How can containerisation be effectively deployed in the insurance industry?
Insurer companies tend to have monolithic systems that are highly customised that have grown and expanded over many decades. The core was developed by individual technical specialists and implemented in a programming language that is now very outdated. The problem with this is that monolithic systems are often difficult to maintain or expand. Legacy systems like this are often poorly documented or not documented at all. In many cases, only the original developers can really understand them. They are often taken out of service altogether. New employees are difficult to find on the market, since no one wants to work with such outdated programming languages anymore.
Nevertheless, digitalisation continues to gather pace in the insurance industry, though it is being slowed down by the legacy systems that insurers operate. Microservices, a software architecture that allows for modular software development, is the perfect option if you wish to use the technologies described above. Changes or upgrades to the architecture can be made more transparent and easy to understand for everyone thanks to IaC and GitOps. Defined API interfaces allow the individual containers to be easily swapped out during operation without having the overall system run erratically.
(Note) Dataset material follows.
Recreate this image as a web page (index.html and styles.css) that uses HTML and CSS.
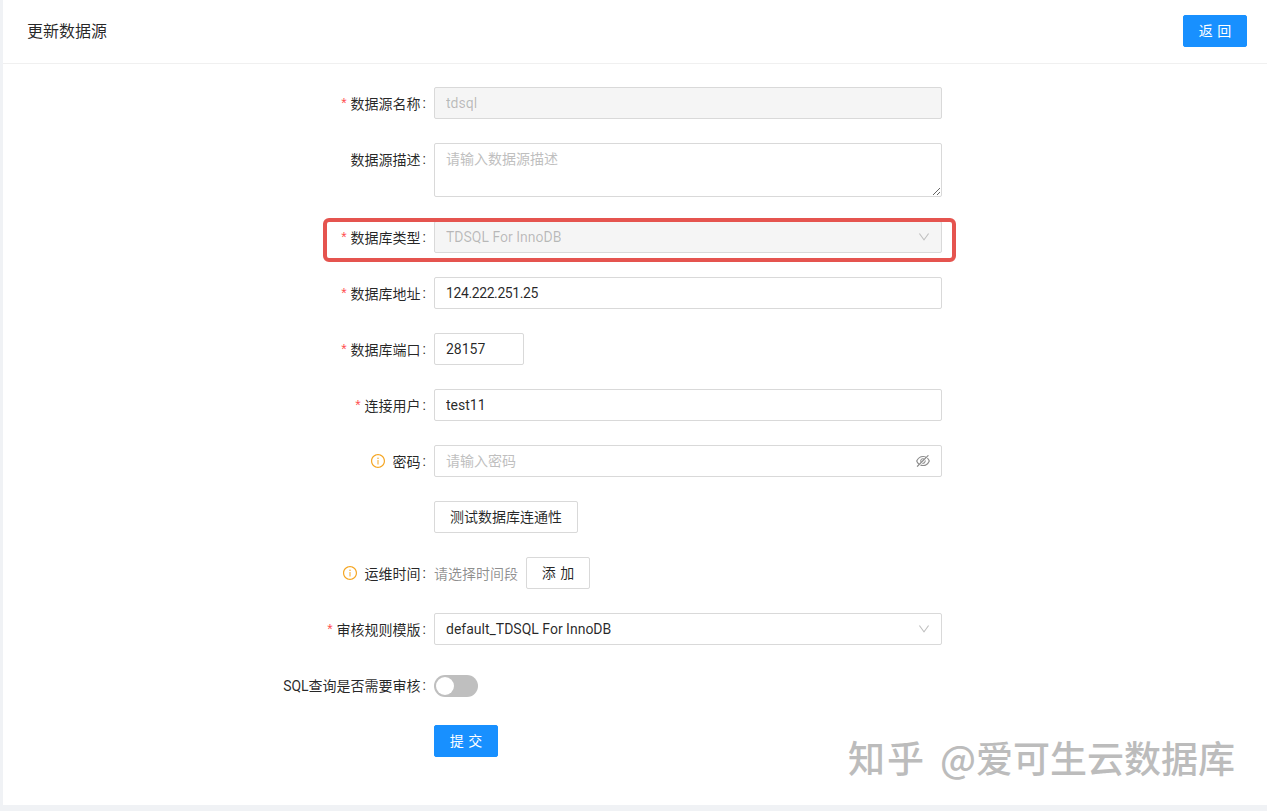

In this way, knowledge about the application landscape can be consolidated and it remains in the company long into the future, even after the technical specialists who created it are no longer working there.
Do defined APIs make the work of the IT team easier or better? In some cases, yes, but not always. Although it has become easier to set up individual subcomponents of a system, the overall system has become more complex. It consists of significantly more individual components that interact much more frequently. Defined APIs are great, but let’s not kid ourselves: everyone involved in the process needs to have a much broader range of knowledge of the application landscape that the company will operate if it is to run smoothly.